You can also use severity.rules to adjust all rules matching an expression in one go, see https://github.com/epriestley/arclint-examples/blob/master/.arclint

This stuff is new and not widely deployed (see T2039) but should get more traction somewhat soon. When it does, it will get real documentation and I'll probably adjust the default severities by adding some regexp junk. So you could also wait for that and this will fix itself.

Thanks for all the info, I have a much better idea of how/why things work now. I've implemented this using a .arclint with severity.rules and it works perfectly with little tweaking.

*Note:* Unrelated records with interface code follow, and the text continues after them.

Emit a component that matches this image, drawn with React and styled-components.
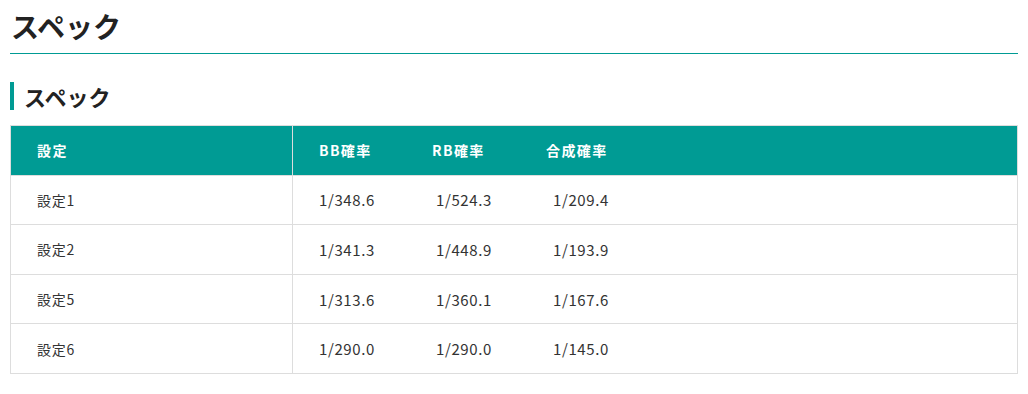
import React from 'react';
import styled, { createGlobalStyle } from 'styled-components';

const GlobalStyle = createGlobalStyle`
  body {
    margin: 0;
    background: #fff;
    font-family: "Noto Sans CJK JP", "Noto Sans", sans-serif;
    color: #333;
  }
`;

const TEAL = '#009b94';

const Page = styled.div`
  padding: 6px 10px 0;
`;

const Title = styled.h1`
  margin: 0;
  padding: 0 0 7px 1px;
  font-size: 28px;
  line-height: 40px;
  font-weight: 700;
  color: #222;
  border-bottom: 1px solid ${TEAL};
`;

const Subtitle = styled.h2`
  margin: 28px 0 0;
  padding-left: 10px;
  border-left: 4px solid ${TEAL};
  font-size: 22px;
  line-height: 28px;
  font-weight: 700;
  color: #222;
`;

const Table = styled.table`
  margin-top: 15px;
  width: 100%;
  border-collapse: collapse;
  font-size: 14px;
`;

const Row = styled.tr`
  height: 49.6px;
`;

const Cell = styled.td`
  border: 1px solid #ddd;
  padding: 0 0 0 26px;
  vertical-align: middle;
  width: ${p => (p.$first ? '255px' : 'auto')};
  background: ${p => (p.$head ? TEAL : '#fff')};
  color: ${p => (p.$head ? '#fff' : '#333')};
  font-weight: ${p => (p.$head ? 700 : 400)};
  font-size: ${p => (p.$head || p.$first ? '14px' : '15px')};
  letter-spacing: ${p => (p.$head ? '0.1em' : p.$first ? '0.05em' : '0.04em')};
`;

const Value = styled.span`
  display: inline-block;
  width: ${p => p.$w}px;
`;

const rows = [
  ['設定1', '1/348.6', '1/524.3', '1/209.4'],
  ['設定2', '1/341.3', '1/448.9', '1/193.9'],
  ['設定5', '1/313.6', '1/360.1', '1/167.6'],
  ['設定6', '1/290.0', '1/290.0', '1/145.0'],
];

export default function App() {
  return (
    <Page>
      <GlobalStyle />
      <Title>スペック</Title>
      <Subtitle>スペック</Subtitle>
      <Table>
        <tbody>
          <Row>
            <Cell $head $first>設定</Cell>
            <Cell $head>
              <Value $w={113}>BB確率</Value>
              <Value $w={114}>RB確率</Value>
              <Value $w={100}>合成確率</Value>
            </Cell>
          </Row>
          {rows.map(r => (
            <Row key={r[0]}>
              <Cell $first>{r[0]}</Cell>
              <Cell>
                <Value $w={117}>{r[1]}</Value>
                <Value $w={117}>{r[2]}</Value>
                <Value $w={100}>{r[3]}</Value>
              </Cell>
            </Row>
          ))}
        </tbody>
      </Table>
    </Page>
  );
}
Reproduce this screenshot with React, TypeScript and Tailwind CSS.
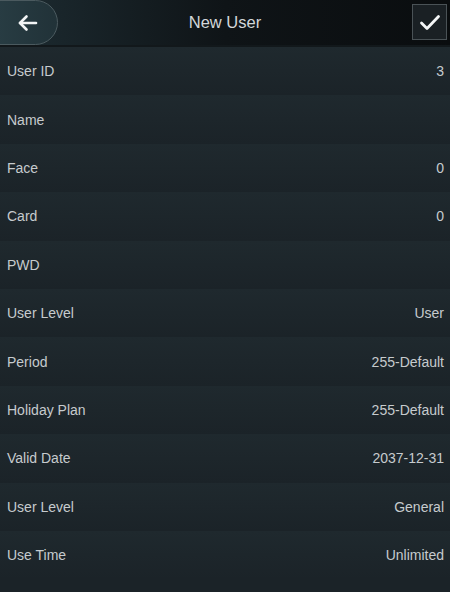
import React from "react";

const rows: [string, string][] = [
  ["User ID", "3"],
  ["Name", ""],
  ["Face", "0"],
  ["Card", "0"],
  ["PWD", ""],
  ["User Level", "User"],
  ["Period", "255-Default"],
  ["Holiday Plan", "255-Default"],
  ["Valid Date", "2037-12-31"],
  ["User Level", "General"],
  ["Use Time", "Unlimited"],
];

export default function App() {
  return (
    <div
      className="w-[450px] h-[592px] overflow-hidden bg-[#1b2328] text-[#c6cbce]"
      style={{ fontFamily: '"Liberation Sans", Arial, sans-serif' }}
    >
      {/* Header */}
      <div className="relative h-[45px] flex items-center justify-center bg-gradient-to-r from-[#1d2c32] via-[#0f1417] to-[#0a0d0f]">
        <button className="absolute left-[-30px] top-0 h-[45px] w-[88px] rounded-full border border-[#4b5a5f] bg-gradient-to-r from-[#2b4148] to-[#213238] flex items-center justify-end pr-[19px]">
          <svg width="21" height="18" viewBox="0 0 21 18" fill="none" stroke="#f2f4f5" strokeWidth="2.6" strokeLinecap="round" strokeLinejoin="round">
            <path d="M19 9H3" />
            <path d="M9.5 2.5 3 9l6.5 6.5" />
          </svg>
        </button>
        <span className="text-[16.5px] text-[#d3d7d9]">New User</span>
        <button className="absolute right-[3px] top-[4px] w-[35px] h-[36px] border border-[#4a5256] bg-[#1a2024] flex items-center justify-center">
          <svg width="22" height="17" viewBox="0 0 22 17" fill="none" stroke="#f4f6f7" strokeWidth="2.8" strokeLinecap="round" strokeLinejoin="round">
            <path d="M2.5 9 8 14.5 19.5 2.5" />
          </svg>
        </button>
      </div>
      <div className="h-[2px] bg-[#12181b]" />

      {/* Rows */}
      <div className="flex flex-col">
        {rows.map(([label, value], i) => (
          <div
            key={i}
            className="h-[48.4px] shrink-0 flex items-center justify-between pl-[7px] pr-[6px] pt-[1px] text-[14px] bg-gradient-to-b from-[#1f292e] to-[#1b2328]"
          >
            <span>{label}</span>
            <span>{value}</span>
          </div>
        ))}
      </div>
    </div>
  );
}
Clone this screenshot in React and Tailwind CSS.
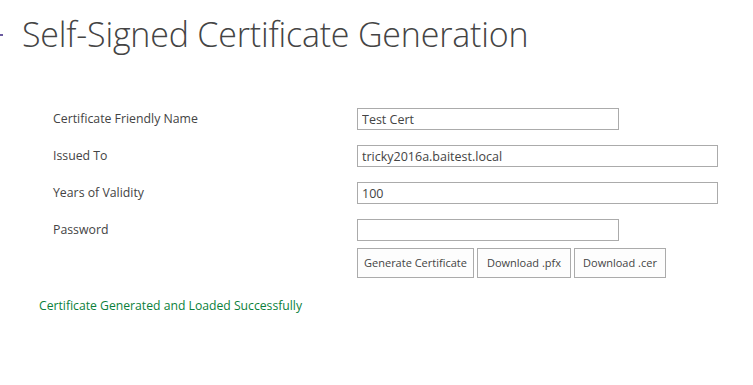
import React from "react";

const font = { fontFamily: '"Open Sans", "Noto Sans", sans-serif' };

const fields = [
  { label: "Certificate Friendly Name", value: "Test Cert", wide: false },
  { label: "Issued To", value: "tricky2016a.baitest.local", wide: true },
  { label: "Years of Validity", value: "100", wide: true },
  { label: "Password", value: "", wide: false, type: "password" },
];

const App = () => {
  return (
    <div className="w-[753px] h-[385px] bg-white overflow-hidden text-[#444]" style={font}>
      {/* page title */}
      <div className="flex items-center h-[70px] pb-[2px]">
        <div className="w-[3px] h-[2px] bg-[#6b5ba0] mt-[2px]" />
        <h1 className="ml-[19px] text-[34px] font-light tracking-[-0.2px] leading-none text-[#444]">
          Self-Signed Certificate Generation
        </h1>
      </div>

      {/* form */}
      <div className="pl-[53px] pt-[38px] flex flex-col gap-[15px]">
        {fields.map((f) => (
          <div key={f.label} className="flex items-center h-[22px]">
            <label className="w-[304px] text-[12.3px] leading-none">{f.label}</label>
            <input
              type={f.type || "text"}
              defaultValue={f.value}
              className={
                (f.wide ? "w-[361px]" : "w-[262px]") +
                " h-[22px] border border-[#ababab] px-[4px] text-[12.5px] text-[#444] outline-none bg-white"
              }
              style={font}
            />
          </div>
        ))}
      </div>
      <div className="pl-[357px] pt-[7px] flex gap-[3px]">
        <button className="w-[117px] h-[30px] border border-[#ababab] bg-[#fdfdfd] text-[11px] text-[#444]">
          Generate Certificate
        </button>
        <button className="w-[94px] h-[30px] border border-[#ababab] bg-[#fdfdfd] text-[11px] text-[#444]">
          Download .pfx
        </button>
        <button className="w-[92px] h-[30px] border border-[#ababab] bg-[#fdfdfd] text-[11px] text-[#444]">
          Download .cer
        </button>
      </div>

      <p className="pl-[39px] pt-[19px] text-[12.2px] text-[#0b7f3b]">
        Certificate Generated and Loaded Successfully
      </p>
    </div>
  );
};

export default App;
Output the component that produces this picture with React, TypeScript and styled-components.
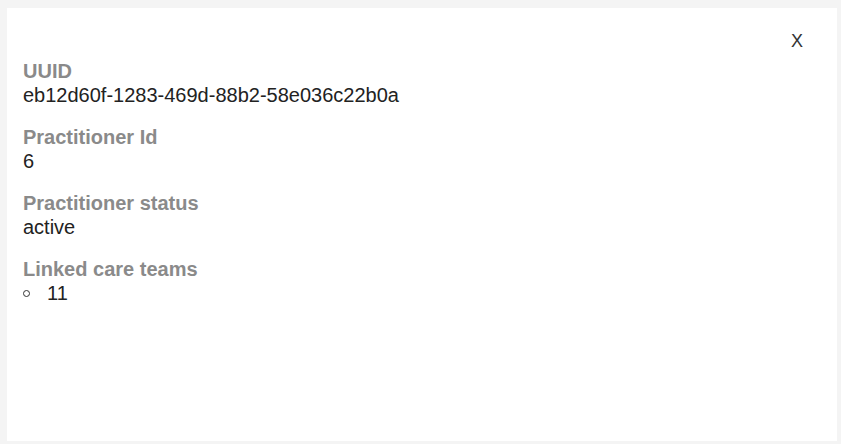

We're using jshint as well. I've set this up to run using .arclint, but it relies on the .arcconfig values lint.jshint.bin and lint.jshint.prefix, which I am unable to specify at the moment. I dug around in the source a bit, and at the moment it seems these values are retrieved using getConfigFromAnySource, which doesn't seem to read from the .arclint. Is there any way I can work around this?

That one hasn't been fully ported over to ArcanistExternalLinter yet. Once it is, you'll be able to specify the paths in .arclint and we'll eventually deprecate the config versions. For the moment, leaving those values in .arcconfig should work OK, I think.

(All of this could generally be far clearer and more consistent than it is. There's some work on this stuff coming up soon which should smooth things out a bit.)

Oh sorry, my mistake on having those values in the .arcconfig. It works fine, there was just an unrelated problem on my end.

Thanks so much for all your help, things are working great now!

epriestley renamed this task from arcanist: --only-new and --changed-only confusing and not working to Improve warning/error severities in default linters and explanations in help text.Jan 15 2014, 8:05 PM
epriestley triaged this task as Low priority.